We are asked to prove a trigonometric identity. The identity states that the expression on the left side is equal to the expression on the right side. The identity to be proven is:
$$ \frac{1}{\sec A - \tan A} - \frac{1}{\cos A} = \frac{1}{\cos A} - \frac{1}{\sec A + \tan A} $$

**step2** Rearranging the Identity

To make the proof easier, we can rearrange the terms by moving similar terms to the same side of the equation. We will move the term with $$\sec A + \tan A$$ to the left side and the term with $$\cos A$$ to the right side.
This changes the identity to:
$$ \frac{1}{\sec A - \tan A} + \frac{1}{\sec A + \tan A} = \frac{1}{\cos A} + \frac{1}{\cos A} $$

**step3** Simplifying the Right Side

Let's first simplify the right side of the rearranged identity.
$$ \frac{1}{\cos A} + \frac{1}{\cos A} $$
Since the denominators are the same, we can add the numerators directly:
$$ \frac{1+1}{\cos A} = \frac{2}{\cos A} $$
So, the right side simplifies to $$ \frac{2}{\cos A} $$.

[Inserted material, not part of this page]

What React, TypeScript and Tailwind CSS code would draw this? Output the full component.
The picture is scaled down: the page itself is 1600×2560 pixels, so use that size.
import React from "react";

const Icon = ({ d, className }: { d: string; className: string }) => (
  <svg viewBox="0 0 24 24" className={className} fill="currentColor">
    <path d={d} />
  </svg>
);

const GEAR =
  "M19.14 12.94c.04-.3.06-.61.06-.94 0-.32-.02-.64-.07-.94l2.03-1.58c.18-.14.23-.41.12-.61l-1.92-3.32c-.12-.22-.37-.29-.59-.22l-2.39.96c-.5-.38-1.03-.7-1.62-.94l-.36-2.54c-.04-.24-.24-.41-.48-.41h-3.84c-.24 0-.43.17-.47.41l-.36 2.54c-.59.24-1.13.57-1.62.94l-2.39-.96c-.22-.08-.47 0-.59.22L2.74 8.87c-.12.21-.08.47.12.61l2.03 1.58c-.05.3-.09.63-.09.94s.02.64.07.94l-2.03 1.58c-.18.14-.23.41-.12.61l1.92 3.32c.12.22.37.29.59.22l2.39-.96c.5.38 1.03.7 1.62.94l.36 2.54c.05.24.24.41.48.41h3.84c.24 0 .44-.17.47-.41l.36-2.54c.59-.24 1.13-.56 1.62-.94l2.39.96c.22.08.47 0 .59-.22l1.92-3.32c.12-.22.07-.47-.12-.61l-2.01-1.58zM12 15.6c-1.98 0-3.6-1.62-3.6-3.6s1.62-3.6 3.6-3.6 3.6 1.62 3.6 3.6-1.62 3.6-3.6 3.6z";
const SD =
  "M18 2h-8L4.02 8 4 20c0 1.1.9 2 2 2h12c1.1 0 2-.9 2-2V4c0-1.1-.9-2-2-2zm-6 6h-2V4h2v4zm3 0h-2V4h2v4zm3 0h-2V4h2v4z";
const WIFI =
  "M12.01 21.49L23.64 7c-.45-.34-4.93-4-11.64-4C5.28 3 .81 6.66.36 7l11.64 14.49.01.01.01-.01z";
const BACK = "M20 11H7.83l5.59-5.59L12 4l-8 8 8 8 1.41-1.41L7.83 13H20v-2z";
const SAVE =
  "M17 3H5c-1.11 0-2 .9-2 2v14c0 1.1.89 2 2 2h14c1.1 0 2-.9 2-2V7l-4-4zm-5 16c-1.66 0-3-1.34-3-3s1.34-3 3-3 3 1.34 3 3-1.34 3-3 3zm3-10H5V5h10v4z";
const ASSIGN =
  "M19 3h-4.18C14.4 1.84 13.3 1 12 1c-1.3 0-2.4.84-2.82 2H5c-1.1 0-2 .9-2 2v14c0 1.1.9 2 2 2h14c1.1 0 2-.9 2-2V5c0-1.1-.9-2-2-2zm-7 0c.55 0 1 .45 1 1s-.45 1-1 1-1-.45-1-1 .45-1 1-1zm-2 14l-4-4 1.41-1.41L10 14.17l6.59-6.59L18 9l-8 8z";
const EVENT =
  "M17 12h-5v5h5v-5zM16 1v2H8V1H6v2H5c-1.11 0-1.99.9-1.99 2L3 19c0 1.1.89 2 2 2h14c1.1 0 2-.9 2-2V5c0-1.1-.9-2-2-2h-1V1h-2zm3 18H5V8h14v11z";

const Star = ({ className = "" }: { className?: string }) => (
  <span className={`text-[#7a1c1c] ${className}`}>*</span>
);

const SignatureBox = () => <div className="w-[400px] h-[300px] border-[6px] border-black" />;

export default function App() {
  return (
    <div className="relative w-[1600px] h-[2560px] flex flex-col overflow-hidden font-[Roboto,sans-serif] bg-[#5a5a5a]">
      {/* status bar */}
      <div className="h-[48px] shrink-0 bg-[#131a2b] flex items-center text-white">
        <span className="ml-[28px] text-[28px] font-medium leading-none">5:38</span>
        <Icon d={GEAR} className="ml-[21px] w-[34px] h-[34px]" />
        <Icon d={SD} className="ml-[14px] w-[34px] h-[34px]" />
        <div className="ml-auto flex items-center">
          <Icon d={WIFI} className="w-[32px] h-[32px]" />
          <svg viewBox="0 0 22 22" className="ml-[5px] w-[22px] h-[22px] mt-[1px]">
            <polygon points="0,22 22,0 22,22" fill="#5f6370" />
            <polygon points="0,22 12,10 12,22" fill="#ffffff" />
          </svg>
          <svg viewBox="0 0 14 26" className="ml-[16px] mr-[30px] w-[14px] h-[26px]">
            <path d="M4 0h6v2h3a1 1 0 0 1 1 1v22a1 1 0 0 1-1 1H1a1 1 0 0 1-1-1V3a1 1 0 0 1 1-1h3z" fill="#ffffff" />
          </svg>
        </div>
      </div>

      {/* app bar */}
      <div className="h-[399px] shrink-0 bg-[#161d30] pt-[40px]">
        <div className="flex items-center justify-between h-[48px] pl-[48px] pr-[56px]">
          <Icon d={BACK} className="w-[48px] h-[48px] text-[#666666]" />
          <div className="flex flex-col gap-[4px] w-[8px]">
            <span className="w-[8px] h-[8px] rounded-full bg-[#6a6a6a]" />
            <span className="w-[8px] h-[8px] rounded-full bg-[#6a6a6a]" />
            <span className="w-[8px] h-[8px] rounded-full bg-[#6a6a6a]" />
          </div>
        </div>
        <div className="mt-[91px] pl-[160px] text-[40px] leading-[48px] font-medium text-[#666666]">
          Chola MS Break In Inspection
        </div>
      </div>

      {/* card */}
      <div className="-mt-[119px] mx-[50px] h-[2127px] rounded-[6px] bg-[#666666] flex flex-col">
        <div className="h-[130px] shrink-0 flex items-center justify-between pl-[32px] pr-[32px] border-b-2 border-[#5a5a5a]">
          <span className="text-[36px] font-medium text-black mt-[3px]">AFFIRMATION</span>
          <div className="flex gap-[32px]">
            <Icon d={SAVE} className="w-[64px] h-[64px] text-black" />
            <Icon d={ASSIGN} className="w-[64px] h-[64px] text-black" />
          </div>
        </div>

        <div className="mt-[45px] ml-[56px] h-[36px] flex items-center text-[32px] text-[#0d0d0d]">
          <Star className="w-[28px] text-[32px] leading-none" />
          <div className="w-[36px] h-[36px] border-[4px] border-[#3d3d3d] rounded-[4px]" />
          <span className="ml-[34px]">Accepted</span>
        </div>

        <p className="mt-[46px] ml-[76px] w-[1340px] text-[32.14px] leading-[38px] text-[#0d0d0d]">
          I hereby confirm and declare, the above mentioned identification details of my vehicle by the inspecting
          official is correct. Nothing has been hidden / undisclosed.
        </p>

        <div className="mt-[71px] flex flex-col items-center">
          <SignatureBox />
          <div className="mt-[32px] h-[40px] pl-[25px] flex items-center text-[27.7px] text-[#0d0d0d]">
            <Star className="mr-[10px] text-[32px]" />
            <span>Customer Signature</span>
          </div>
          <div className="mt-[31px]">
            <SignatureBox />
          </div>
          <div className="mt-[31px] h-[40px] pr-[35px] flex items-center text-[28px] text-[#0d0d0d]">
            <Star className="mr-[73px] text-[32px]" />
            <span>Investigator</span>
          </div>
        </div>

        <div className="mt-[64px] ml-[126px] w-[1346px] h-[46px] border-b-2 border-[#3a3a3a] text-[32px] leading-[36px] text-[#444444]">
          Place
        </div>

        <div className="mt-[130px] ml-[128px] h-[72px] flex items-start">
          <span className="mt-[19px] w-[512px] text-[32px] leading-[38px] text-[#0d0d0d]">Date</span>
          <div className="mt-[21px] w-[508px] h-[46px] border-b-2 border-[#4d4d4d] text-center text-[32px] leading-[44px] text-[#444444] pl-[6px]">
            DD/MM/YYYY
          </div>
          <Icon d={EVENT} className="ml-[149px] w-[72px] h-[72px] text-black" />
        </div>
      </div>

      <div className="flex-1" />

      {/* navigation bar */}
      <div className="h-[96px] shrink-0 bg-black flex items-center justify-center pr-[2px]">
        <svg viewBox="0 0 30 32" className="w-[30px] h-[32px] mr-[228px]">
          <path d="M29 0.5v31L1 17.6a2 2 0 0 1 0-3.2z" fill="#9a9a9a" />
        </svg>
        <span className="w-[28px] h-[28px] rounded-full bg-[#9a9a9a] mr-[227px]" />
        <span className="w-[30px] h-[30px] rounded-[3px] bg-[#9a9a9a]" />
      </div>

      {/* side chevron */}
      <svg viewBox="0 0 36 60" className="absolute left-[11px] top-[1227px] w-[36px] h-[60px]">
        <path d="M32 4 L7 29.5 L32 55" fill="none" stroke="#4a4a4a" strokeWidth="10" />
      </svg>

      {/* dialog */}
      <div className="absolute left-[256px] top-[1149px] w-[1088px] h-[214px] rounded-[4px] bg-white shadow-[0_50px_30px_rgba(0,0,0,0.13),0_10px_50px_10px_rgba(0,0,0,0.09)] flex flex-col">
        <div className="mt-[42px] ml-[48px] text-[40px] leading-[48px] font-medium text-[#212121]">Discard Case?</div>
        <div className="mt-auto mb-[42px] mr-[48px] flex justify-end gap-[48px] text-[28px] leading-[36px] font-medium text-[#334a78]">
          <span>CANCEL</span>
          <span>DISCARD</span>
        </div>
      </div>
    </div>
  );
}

**step4** Simplifying the Left Side: Finding a Common Denominator

Now, let's simplify the left side of the rearranged identity:
$$ \frac{1}{\sec A - \tan A} + \frac{1}{\sec A + \tan A} $$
To add these fractions, we need a common denominator. The common denominator is the product of the two denominators: $$ (\sec A - \tan A)(\sec A + \tan A) $$.
We multiply the numerator and denominator of the first fraction by $$ (\sec A + \tan A) $$ and the numerator and denominator of the second fraction by $$ (\sec A - \tan A) $$:
$$ \frac{1 \cdot (\sec A + \tan A)}{(\sec A - \tan A)(\sec A + \tan A)} + \frac{1 \cdot (\sec A - \tan A)}{(\sec A + \tan A)(\sec A - \tan A)} $$
This gives:
$$ \frac{\sec A + \tan A + \sec A - \tan A}{(\sec A - \tan A)(\sec A + \tan A)} $$

**step5** Applying the Difference of Squares Identity to the Denominator

The denominator $$ (\sec A - \tan A)(\sec A + \tan A) $$ is in the form of a difference of squares, $$ (a-b)(a+b) = a^2 - b^2 $$.
So, $$ (\sec A - \tan A)(\sec A + \tan A) = \sec^2 A - \tan^2 A $$.
We use the fundamental trigonometric identity: $$ 1 + \tan^2 A = \sec^2 A $$.
Rearranging this identity, we get $$ \sec^2 A - \tan^2 A = 1 $$.
Therefore, the denominator simplifies to 1.

**step6** Simplifying the Left Side Numerator

Now let's simplify the numerator of the left side expression:
$$ \sec A + \tan A + \sec A - \tan A $$
The terms $$ +\tan A $$ and $$ -\tan A $$ cancel each other out:
$$ \sec A + \sec A = 2 \sec A $$
So, the left side expression becomes:
$$ \frac{2 \sec A}{1} = 2 \sec A $$

**step7** Expressing the Left Side in terms of Cosine

We know that $$ \sec A $$ is the reciprocal of $$ \cos A $$, which means $$ \sec A = \frac{1}{\cos A} $$.
Substituting this into our simplified left side expression:
$$ 2 \sec A = 2 \cdot \frac{1}{\cos A} = \frac{2}{\cos A} $$

**step8** Comparing Both Sides

From Question1.step3, we found the right side of the rearranged identity is $$ \frac{2}{\cos A} $$.
From Question1.step7, we found the left side of the rearranged identity simplifies to $$ \frac{2}{\cos A} $$.
Since both sides of the rearranged identity are equal to $$ \frac{2}{\cos A} $$, the original identity is proven.
$$ \frac{1}{\sec A - \tan A} - \frac{1}{\cos A} = \frac{1}{\cos A} - \frac{1}{\sec A + \tan A} $$